## TASK STATEMENT
Which lines of the records contain "code"? Collect every one of them.

## RECORD EXTRACTS
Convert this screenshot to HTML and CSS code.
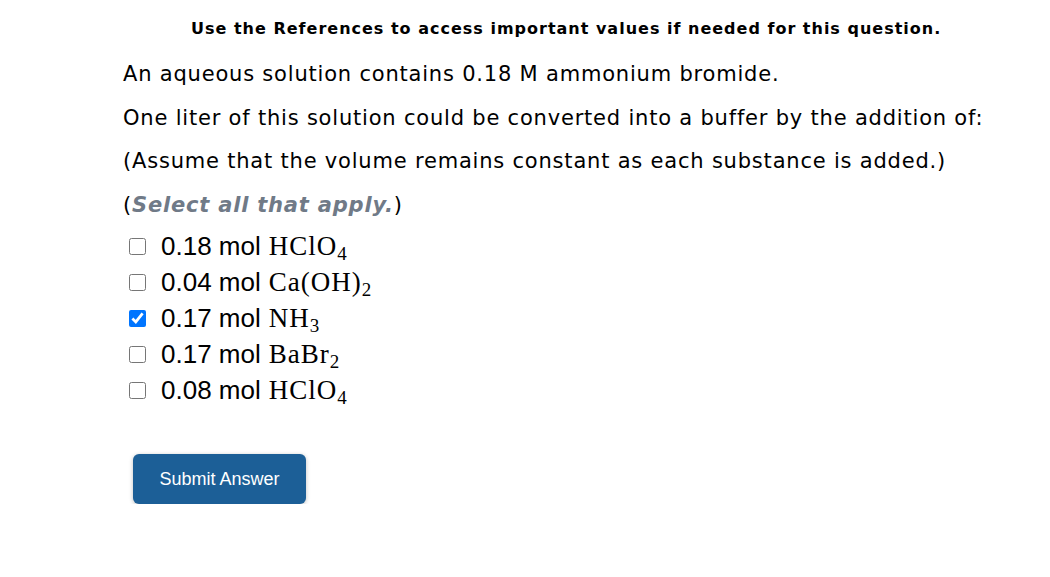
* * *
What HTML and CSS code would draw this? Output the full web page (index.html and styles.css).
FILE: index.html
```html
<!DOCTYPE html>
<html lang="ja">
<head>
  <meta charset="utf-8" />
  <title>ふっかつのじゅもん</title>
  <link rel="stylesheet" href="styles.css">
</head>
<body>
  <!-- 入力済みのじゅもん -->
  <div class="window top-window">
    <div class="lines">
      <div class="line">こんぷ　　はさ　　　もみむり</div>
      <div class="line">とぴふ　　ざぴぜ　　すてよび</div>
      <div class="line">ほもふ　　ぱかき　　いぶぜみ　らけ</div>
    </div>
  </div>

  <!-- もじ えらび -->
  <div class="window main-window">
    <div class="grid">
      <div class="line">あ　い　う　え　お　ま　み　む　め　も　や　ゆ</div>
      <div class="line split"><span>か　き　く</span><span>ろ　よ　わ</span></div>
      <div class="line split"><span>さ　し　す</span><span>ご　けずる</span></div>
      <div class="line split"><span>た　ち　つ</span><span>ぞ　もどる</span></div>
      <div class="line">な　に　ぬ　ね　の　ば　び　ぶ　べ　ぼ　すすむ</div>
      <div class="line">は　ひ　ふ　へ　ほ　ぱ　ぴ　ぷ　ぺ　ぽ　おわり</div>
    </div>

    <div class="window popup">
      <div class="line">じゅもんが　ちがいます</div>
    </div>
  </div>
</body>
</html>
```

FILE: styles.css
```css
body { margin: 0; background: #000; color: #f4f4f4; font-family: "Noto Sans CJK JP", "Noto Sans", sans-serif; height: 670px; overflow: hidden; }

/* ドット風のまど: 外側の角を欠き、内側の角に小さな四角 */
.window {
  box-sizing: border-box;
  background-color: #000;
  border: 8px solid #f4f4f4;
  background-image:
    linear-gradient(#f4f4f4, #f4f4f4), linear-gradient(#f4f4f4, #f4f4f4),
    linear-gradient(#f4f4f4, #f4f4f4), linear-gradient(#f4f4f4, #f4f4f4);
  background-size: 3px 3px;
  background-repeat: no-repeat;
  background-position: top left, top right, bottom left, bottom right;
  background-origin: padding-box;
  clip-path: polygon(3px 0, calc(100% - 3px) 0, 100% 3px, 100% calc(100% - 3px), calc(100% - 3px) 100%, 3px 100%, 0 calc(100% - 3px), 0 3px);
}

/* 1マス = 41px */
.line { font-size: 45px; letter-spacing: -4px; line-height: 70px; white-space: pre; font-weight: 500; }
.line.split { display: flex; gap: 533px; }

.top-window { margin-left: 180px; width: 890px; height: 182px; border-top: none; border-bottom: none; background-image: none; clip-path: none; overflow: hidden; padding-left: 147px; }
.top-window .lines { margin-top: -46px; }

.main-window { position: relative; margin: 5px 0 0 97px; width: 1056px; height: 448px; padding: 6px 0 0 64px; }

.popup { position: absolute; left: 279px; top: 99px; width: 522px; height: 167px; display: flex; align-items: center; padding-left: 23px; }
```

## OUTPUT FOR THIS EXERCISE
Convert this screenshot to HTML and CSS code.
What HTML and CSS code would draw this? Output the full web page (index.html and styles.css).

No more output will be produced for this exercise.